Le droit successoral suisse est désormais sorti de son processus de révision amorcé il y a plus d’une décennie. Cette phase de révision achevée, il est permis d’esquisser quelques brèves et partielles réflexions sur les enjeux politiques et sociologiques du droit successoral révisé.
Le principe fondateur de la réserve héréditaire aura bien sûr été au centre de tous les débats. Noyau dur de la transmission successorale, elle est un gage de la solidarité familiale notamment intergénérationnelle. Elle permet aussi de garantir une égalité de traitement minimale entre les héritiers les plus proches en évitant de complètes discriminations, potentiellement arbitraires. L’on sait à quel point la question de l’égalité est sensible et touche au sentiment profond de justice – ou plutôt d’injustice – intra-familiale.
Au fil du temps, la part réservataire imposée à toute succession helvétique a néanmoins été mise en lumière comme restreignant trop la liberté de disposer du testateur. Au terme de la révision, en place depuis le 1er janvier 2023, la part réservataire aura ainsi été revue à la baisse, mais de façon prudente et mesurée (réduction de la réserve des descendants à la moitié de leur part légale, en lieu et place des trois-quarts, et suppression de la réserve des parents). Et, en réalité, son importance n’aura cessé d’être réaffirmée au cours du processus législatif.
L’autre constat qui se dégage de la révision est que la réserve héréditaire est et restera, en tout cas à moyen terme, la chasse gardée de la famille « juridique », soit celle qui peut se prévaloir d’un lien de filiation ou d’un lien matrimonial avec le défunt (dans ce dernier cas, jusqu’au dépôt valable d’une demande de divorce). En revanche, malgré les ambitions d’une motion parlementaire (dite « motion Gutzwiller »), le pouvoir législatif aura fait fi des partenaires de vie non mariés, qui restent les grands laissés-pour-compte de la réforme.

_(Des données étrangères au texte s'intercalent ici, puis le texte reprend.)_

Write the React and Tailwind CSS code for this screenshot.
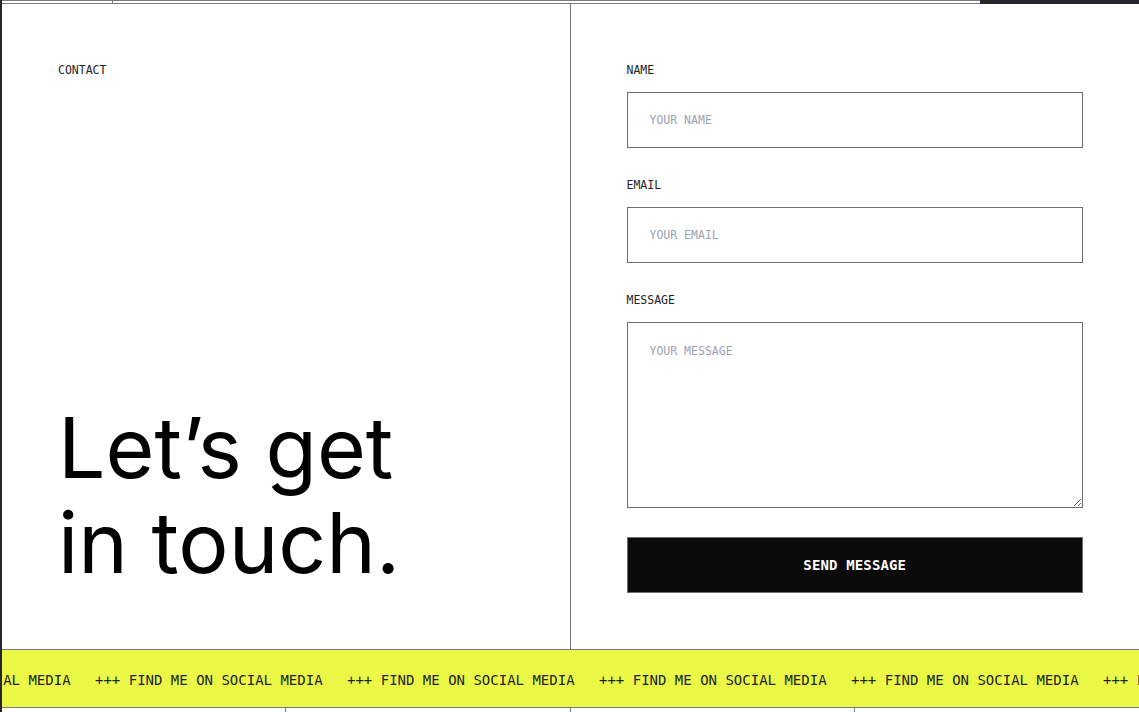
const mono = { fontFamily: '"DejaVu Sans Mono", "Liberation Mono", monospace' };

const Field = ({ label, placeholder, textarea }) => (
  <label className="flex flex-col">
    <span className="text-[11.5px] leading-4 text-[#222] uppercase">{label}</span>
    {textarea ? (
      <textarea
        placeholder={placeholder}
        className="mt-3.5 h-[186px] w-full border border-[#6e6e6e] bg-white px-[22px] py-5 text-[11.5px] leading-4 text-[#222] outline-none placeholder:text-[#9ca3af]"
      />
    ) : (
      <input
        placeholder={placeholder}
        className="mt-3.5 h-14 w-full border border-[#6e6e6e] bg-white px-[22px] text-[11.5px] text-[#222] outline-none placeholder:text-[#9ca3af]"
      />
    )}
  </label>
);

const Marquee = () => {
  const items = Array.from({ length: 7 });
  return (
    <div className="h-[59px] overflow-hidden border-y border-[#7a7a7a] bg-[#ebf946]">
      <div className="flex h-full -translate-x-[159px] items-center whitespace-nowrap pt-[3px] text-[14px] text-[#222]">
        {items.map((_, i) => (
          <span key={i} className="w-[252px] shrink-0">+++ FIND ME ON SOCIAL MEDIA</span>
        ))}
      </div>
    </div>
  );
};

export default function App() {
  return (
    <div className="min-h-screen border-l-2 border-[#26272b] bg-white" style={mono}>
      {/* tail of the previous section */}
      <div className="flex h-[4px] border-y border-[#7a7a7a]">
        <div className="w-[111px] border-r border-[#7a7a7a]" />
        <div className="flex-1" />
        <div className="-my-px w-[159px] bg-[#26272b]" />
      </div>

      <section className="grid h-[645px] grid-cols-2">
        <div className="flex flex-col justify-between border-r border-[#7a7a7a] px-14 pt-[58px] pb-[59px]">
          <span className="text-[11.5px] leading-4 text-[#222]">CONTACT</span>
          <h2
            className="text-[84px] leading-[95px] font-normal tracking-normal text-black"
            style={{ fontFamily: 'Inter, "Noto Sans", sans-serif' }}
          >
            Let’s get
            <br />
            in touch.
          </h2>
        </div>

        <form className="flex flex-col gap-[29px] px-14 pt-[58px]" onSubmit={(e) => e.preventDefault()}>
          <Field label="Name" placeholder="YOUR NAME" />
          <Field label="Email" placeholder="YOUR EMAIL" />
          <Field label="Message" placeholder="YOUR MESSAGE" textarea />
          <button
            type="submit"
            className="h-14 w-full border border-[#6e6e6e] bg-[#0a0a0a] text-[14px] font-semibold tracking-[0.01em] text-white"
          >
            SEND MESSAGE
          </button>
        </form>
      </section>

      <Marquee />

      <div className="grid h-[40px] grid-cols-4">
        <div className="border-r border-[#7a7a7a]" />
        <div className="border-r border-[#7a7a7a]" />
        <div className="border-r border-[#7a7a7a]" />
        <div />
      </div>
    </div>
  );
}
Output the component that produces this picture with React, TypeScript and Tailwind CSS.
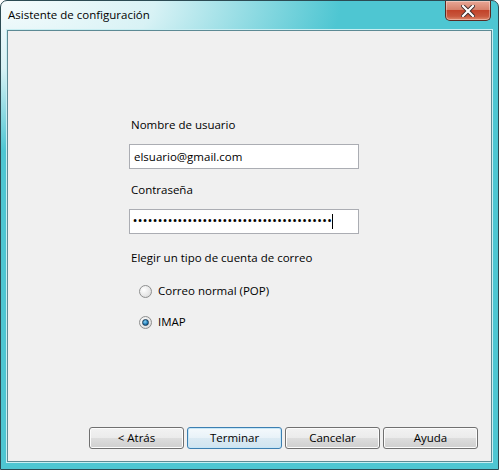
import { useState } from "react";

const font = { fontFamily: '"Open Sans", "Noto Sans", sans-serif' };

const WizardButton = ({
  label,
  primary = false,
}: {
  label: string;
  primary?: boolean;
}) => {
  return (
    <button
      type="button"
      className={
        primary
          ? "w-[95px] h-[22px] rounded-[3px] border border-[#3c7fb1] bg-[linear-gradient(to_bottom,#f4f9fc_0%,#e8f2f8_49%,#dbeaf3_50%,#d0e4f0_100%)] text-[11.5px] text-black shadow-[inset_0_0_0_1px_#c6e6f7]"
          : "w-[95px] h-[22px] rounded-[3px] border border-[#707070] bg-[linear-gradient(to_bottom,#f2f2f2_0%,#ebebeb_49%,#dddddd_50%,#cfcfcf_100%)] text-[11.5px] text-black shadow-[inset_0_0_0_1px_#fcfcfc]"
      }
    >
      {label}
    </button>
  );
};

const Radio = ({
  label,
  checked,
  onClick,
}: {
  label: string;
  checked: boolean;
  onClick: () => void;
}) => {
  return (
    <div className="flex items-center h-[20px] pl-[10px] cursor-default" onClick={onClick}>
      <span className="w-[13px] h-[13px] rounded-full border border-[#8e8f8f] bg-[radial-gradient(circle_at_35%_35%,#ffffff_0%,#e6e6e6_60%,#cfcfcf_100%)] flex items-center justify-center">
        {checked ? (
          <span className="w-[7px] h-[7px] rounded-full bg-[radial-gradient(circle_at_40%_35%,#8ad4f5_0%,#1f78b4_60%,#0d3e62_100%)] border border-[#1b3e5a]"></span>
        ) : null}
      </span>
      <span className="ml-[6px] text-[11.5px] text-black">{label}</span>
    </div>
  );
};

export default function App() {
  const [accountType, setAccountType] = useState("imap");
  const dots = "\u2022".repeat(40);

  return (
    <div
      className="w-[499px] h-[470px] flex flex-col rounded-t-[7px] border border-[#2c4b53] bg-[radial-gradient(ellipse_340px_150px_at_0%_0%,#f6fcfd_0%,#d8f2f5_45%,#4ec6d2_100%)] overflow-hidden"
      style={font}
    >
      <div className="h-[29px] flex items-start justify-between relative">
        <span className="pl-[7px] pt-[6px] text-[11.5px] text-black leading-[16px]">
          Asistente de configuración
        </span>
        <div className="mr-[7px] w-[46px] h-[20px] rounded-b-[5px] border border-t-0 border-[#5a2a22] bg-[linear-gradient(to_bottom,#e8a796_0%,#d6826c_45%,#c2432a_50%,#c8573d_80%,#e08a6c_100%)] flex items-center justify-center shadow-[inset_0_0_0_1px_rgba(255,255,255,0.35)]">
          <svg width="14" height="12" viewBox="0 0 14 12">
            <path
              d="M2 1 L12 11 M12 1 L2 11"
              stroke="#3b2a2a"
              strokeWidth="4"
              strokeLinecap="square"
            />
            <path
              d="M2 1 L12 11 M12 1 L2 11"
              stroke="#ffffff"
              strokeWidth="2.2"
              strokeLinecap="square"
            />
          </svg>
        </div>
      </div>

      <div className="flex-1 mx-[6px] mb-[7px] border border-[#5c8a94] shadow-[0_0_0_1px_#c8eef2]">
        <div className="h-full bg-[#f0f0f0] flex flex-col">
          <div className="ml-[121px] w-[230px] pt-[86px] flex flex-col text-[11.5px] text-black">
            <span className="pl-[2px] h-[16px] leading-[16px]">Nombre de usuario</span>
            <div className="mt-[11px] h-[25px] border border-[#abadb3] bg-white flex items-center pl-[4px]">
              elsuario@gmail.com
            </div>
            <span className="mt-[13px] pl-[2px] h-[16px] leading-[16px]">Contraseña</span>
            <div className="mt-[11px] h-[25px] border border-[#abadb3] bg-white flex items-center pl-[3px]">
              <span className="tracking-[0.85px] text-[11px] font-semibold">{dots}</span>
              <span className="ml-[0px] w-[1px] h-[15px] bg-black"></span>
            </div>
            <span className="mt-[16px] pl-[2px] h-[16px] leading-[16px]">
              Elegir un tipo de cuenta de correo
            </span>
            <div className="mt-[15px] flex flex-col gap-[11px]">
              <Radio
                label="Correo normal (POP)"
                checked={accountType === "pop"}
                onClick={() => setAccountType("pop")}
              />
              <Radio
                label="IMAP"
                checked={accountType === "imap"}
                onClick={() => setAccountType("imap")}
              />
            </div>
          </div>

          <div className="mt-auto flex justify-end gap-[3px] pr-[13px] pb-[12px]">
            <WizardButton label="< Atrás" />
            <WizardButton label="Terminar" primary />
            <WizardButton label="Cancelar" />
            <WizardButton label="Ayuda" />
          </div>
        </div>
      </div>
    </div>
  );
}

Partant de l’idée ambitieuse du motionnaire d’une réserve héréditaire pour le concubin, le processus législatif aura rapidement dérivé vers un « legs d’entretien » pour dégringoler ensuite vers une « créance d’assistance » visant uniquement les cas de rigueur, laquelle n’aura finalement même pas passé la rampe. Se réduisant comme peau de chagrin au fil du processus législatif, c’est finalement le néant qui s’est abattu sur la protection spécifique prônée à l’origine pour les concubins.
Cette âpreté du système légal est certes contrebalancée par une plus grande quotité disponible pouvant désormais être attribuée – de façon volontaire – au concubin, vu notamment le rétrécissement de la réserve des enfants. Ce pansement ne déploiera toutefois ses vertus curatives que lorsque le traitement fiscal de la succession, apanage des cantons, aura été adapté et cessera de traiter les concubins comme de simple tiers à l’égard du défunt, en leur appliquant le taux d’imposition maximal (à Genève, jusqu’à 54.6 %). À l’heure de la mutation profonde de la société, il est impératif de renoncer à l’assommoir fiscal pour le concubin survivant, afin de disposer enfin d’un droit successoral équilibré.